Located on the 3rd and 4th floors of the Château in the former district prisons, disused since 1964, the Galerie du Château has been exhibiting artists from all horizons since 1977.
In this exhibition, which draws on imagery from different eras, artists Barbara Biaggio & Christian Chevalley play with the past to reconstruct an imaginary present. They invite us to reverie through reinterpreted worlds, where traces of history, archaeology, buried memories and recollections come to the fore.
Barbara Biaggio. Collages, prints on wallpaper
Christian Chevalley. Drawings, engravings, sculptures
Barbara Biaggio
At once baroque and contemporary, from here and elsewhere, Barbara Biaggio cultivates the beauty of materials. She manipulates and transforms them according to her inner journeys, delivering ethereal work in which her consciousness meets the gesture and the material. Born in Pully in 1968, her origins are plural. In the series she exhibits, the theme is often a pretext for evoking what once was. Her roots, which seem universal, are rooted in Italy. She trained in various artistic techniques in private workshops in Switzerland and abroad. Turbulent and authentic, it's fair to say that she loves telling herself stories and drawing us into them. If you follow her on these winding roads, you're sure to come across unusual substances, shimmering hues and evanescent shapes, always with a hint of mischief in the background.
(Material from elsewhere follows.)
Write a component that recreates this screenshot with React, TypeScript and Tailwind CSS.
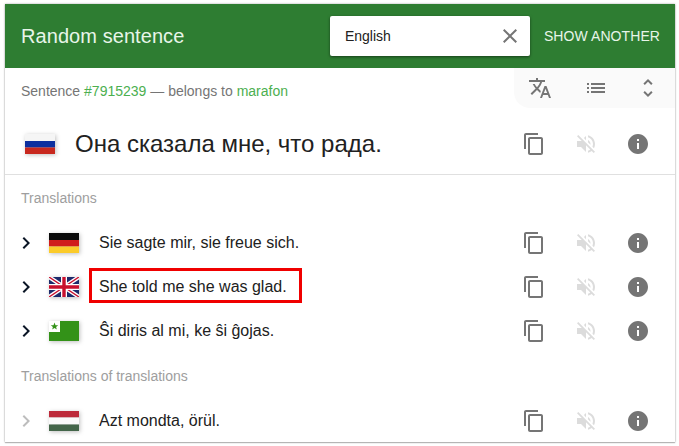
const paths = {
  copy: "M16 1H4c-1.1 0-2 .9-2 2v14h2V3h12V1zm3 4H8c-1.1 0-2 .9-2 2v14c0 1.1.9 2 2 2h11c1.1 0 2-.9 2-2V7c0-1.1-.9-2-2-2zm0 16H8V7h11v14z",
  mute: "M16.5 12c0-1.77-1.02-3.29-2.5-4.03v2.21l2.45 2.45c.03-.2.05-.41.05-.63zm2.5 0c0 .94-.2 1.82-.54 2.64l1.51 1.51C20.63 14.91 21 13.5 21 12c0-4.28-2.99-7.86-7-8.77v2.06c2.89.86 5 3.54 5 6.71zM4.27 3L3 4.27 7.73 9H3v6h4l5 5v-6.73l4.25 4.25c-.67.52-1.42.93-2.25 1.18v2.06c1.38-.31 2.63-.95 3.69-1.81L19.73 21 21 19.73l-9-9L4.27 3zM12 4L9.91 6.09 12 8.18V4z",
  info: "M12 2C6.48 2 2 6.48 2 12s4.48 10 10 10 10-4.48 10-10S17.52 2 12 2zm1 15h-2v-6h2v6zm0-8h-2V7h2v2z",
  translate: "M12.87 15.07l-2.54-2.51.03-.03c1.74-1.94 2.98-4.17 3.71-6.53H17V4h-7V2H8v2H1v1.99h11.17C11.5 7.92 10.44 9.75 9 11.35 8.07 10.32 7.3 9.19 6.69 8h-2c.73 1.63 1.73 3.17 2.98 4.56l-5.09 5.02L4 19l5-5 3.11 3.11.76-2.04zM18.5 10h-2L12 22h2l1.12-3h4.75L21 22h2l-4.5-12zm-2.62 7l1.62-4.33L19.12 17h-3.24z",
  list: "M3 13h2v-2H3v2zm0 4h2v-2H3v2zm0-8h2V7H3v2zm4 4h14v-2H7v2zm0 4h14v-2H7v2zM7 7v2h14V7H7z",
  unfold: "M12 5.83L15.17 9l1.41-1.41L12 3 7.41 7.59 8.83 9 12 5.83zm0 12.34L8.83 15l-1.41 1.41L12 21l4.59-4.59L15.17 15 12 18.17z",
  chevron: "M10 6L8.59 7.41 13.17 12l-4.58 4.59L10 18l6-6z",
  close: "M19 6.41L17.59 5 12 10.59 6.41 5 5 6.41 10.59 12 5 17.59 6.41 19 12 13.41 17.59 19 19 17.59 13.41 12z",
};

function Icon({ d, className }: { d: string; className: string }) {
  return (
    <svg viewBox="0 0 24 24" className={"h-6 w-6 shrink-0 fill-current " + className}>
      <path d={d} />
    </svg>
  );
}

function Flag({ code }: { code: string }) {
  return (
    <svg viewBox="0 0 30 20" className="h-5 w-[30px] shrink-0 drop-shadow-[1px_1px_2px_rgba(0,0,0,0.25)]">
      {code === "ru" && (
        <>
          <rect width="30" height="7" fill="#f5f5f5" />
          <rect y="7" width="30" height="6.5" fill="#0c2f9f" />
          <rect y="13.5" width="30" height="6.5" fill="#c8281e" />
        </>
      )}
      {code === "de" && (
        <>
          <rect width="30" height="7" fill="#0a0a0a" />
          <rect y="7" width="30" height="6.5" fill="#d01c1c" />
          <rect y="13.5" width="30" height="6.5" fill="#fbcb2a" />
        </>
      )}
      {code === "gb" && (
        <>
          <rect width="30" height="20" fill="#1c2a6b" />
          <path d="M0 0L30 20M30 0L0 20" stroke="#fff" strokeWidth="4" />
          <path d="M0 0L30 20M30 0L0 20" stroke="#c8102e" strokeWidth="1.4" />
          <path d="M15 0V20M0 10H30" stroke="#fff" strokeWidth="6" />
          <path d="M15 0V20M0 10H30" stroke="#c8102e" strokeWidth="3.4" />
        </>
      )}
      {code === "eo" && (
        <>
          <rect width="30" height="20" fill="#339218" />
          <rect width="11" height="11" fill="#fff" />
          <path d="M5.5 1.6l1 2.6 2.7.1-2.1 1.7.7 2.6-2.3-1.5-2.3 1.5.7-2.6-2.1-1.7 2.7-.1z" fill="#339218" />
        </>
      )}
      {code === "hu" && (
        <>
          <rect width="30" height="6.5" fill="#bd2a3a" />
          <rect y="6.5" width="30" height="7" fill="#fafafa" />
          <rect y="13.5" width="30" height="6.5" fill="#44664a" />
        </>
      )}
    </svg>
  );
}

function Actions() {
  return (
    <div className="flex shrink-0 pr-[11px]">
      <div className="flex w-[52px] justify-center"><Icon d={paths.copy} className="text-[#757575]" /></div>
      <div className="flex w-[52px] justify-center"><Icon d={paths.mute} className="text-[#dcdcdc]" /></div>
      <div className="flex w-[52px] justify-center"><Icon d={paths.info} className="text-[#757575]" /></div>
    </div>
  );
}

function Row({ code, text, muted, boxed }: { code: string; text: string; muted?: boolean; boxed?: boolean }) {
  return (
    <div className="flex h-11 items-center">
      <Icon d={paths.chevron} className={"ml-[9px] " + (muted ? "text-[#bdbdbd]" : "text-[#0b1626]")} />
      <div className="ml-[11px]"><Flag code={code} /></div>
      <div className="relative ml-5 flex-1 text-[16px] text-[#212121]">
        <span className="relative">
          {text}
          {boxed && <span className="absolute -top-[10px] -bottom-[8px] -left-[10px] -right-[15px] border-[3px] border-[#f00000]" />}
        </span>
      </div>
      <Actions />
    </div>
  );
}

export default function App() {
  return (
    <div className="h-[446px] w-[679px] overflow-hidden bg-white px-[5px] pt-1 font-['Liberation_Sans',Arial,sans-serif]">
      <div className="h-[438px] w-[670px] bg-white shadow-[0_0_2px_rgba(0,0,0,0.35),0_1px_1px_rgba(0,0,0,0.2)]">
        <header className="flex h-16 items-center bg-[#2e7d32] pl-4 pr-[15px]">
          <div className="flex-1 text-[20px] tracking-[0.07px] text-[#e8f5e9]">Random sentence</div>
          <div className="flex h-10 w-[200px] items-center justify-between rounded-[2px] bg-white pl-[15px] pr-2 shadow-[0_1px_3px_rgba(0,0,0,0.5)]">
            <span className="text-[14px] text-[#212121]">English</span>
            <Icon d={paths.close} className="text-[#757575]" />
          </div>
          <div className="ml-[14px] text-[14px] tracking-[0.08px] text-[#e8f5e9]">SHOW ANOTHER</div>
        </header>

        <div className="flex h-10 items-start justify-between">
          <div className="pl-4 pt-[15px] text-[14px] leading-4 text-[#757575]">
            Sentence <span className="text-[#4caf50]">#7915239</span> — belongs to <span className="text-[#4caf50]">marafon</span>
          </div>
          <div className="flex h-10 w-[161px] items-center rounded-bl-2xl bg-[#fafafa] pl-[14px]">
            <Icon d={paths.translate} className="text-[#757575]" />
            <Icon d={paths.list} className="ml-8 text-[#757575]" />
            <Icon d={paths.unfold} className="ml-7 text-[#757575]" />
          </div>
        </div>

        <div className="flex h-[67px] items-center border-b border-[#e0e0e0] pt-[6px]">
          <div className="ml-5"><Flag code="ru" /></div>
          <div className="ml-5 flex-1 text-[24px] text-[#212121]">Она сказала мне, что рада.</div>
          <Actions />
        </div>

        <div className="pl-4 pt-[15px] text-[14px] leading-4 text-[#9e9e9e]">Translations</div>
        <div className="pt-[15px]">
          <Row code="de" text="Sie sagte mir, sie freue sich." />
          <Row code="gb" text="She told me she was glad." boxed />
          <Row code="eo" text="Ŝi diris al mi, ke ŝi ĝojas." />
        </div>
        <div className="pl-4 pt-[15px] text-[14px] leading-4 text-[#9e9e9e]">Translations of translations</div>
        <div className="pt-[15px]">
          <Row code="hu" text="Azt mondta, örül." muted />
        </div>
      </div>
    </div>
  );
}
Whatever the epilogue to this whirlwind tale, Barbara takes great pleasure in superimposing the chapters, adding a timeless touch.
Christian Chevalley
He recognises and reveals beauty where we least expect it... As an explorer of the environment, he collects the wreckage of burnt, rusted or degraded objects discarded by the world, and then gives us a work of art in which each element has been carefully brought to life again. Born in 1958, Christian Chevalley attended the Ecole Cantonale des Beaux-Arts in Lausanne before turning to archaeology, where he trained in restoration and excavation techniques. His professional career has led him to teach visual arts and to mount various exhibitions at the Roman Museum in Aventicum. He has also worked on exhibitions at the Olympic Museum in Lausanne. Christian is an unrepentant collector. His Yenish origins are expressed in the need to collect treasures that others abandon or that nature freely offers. Since childhood, he has lived and breathed the spirit of the Yenish community, a world of enigma bordering on transgression.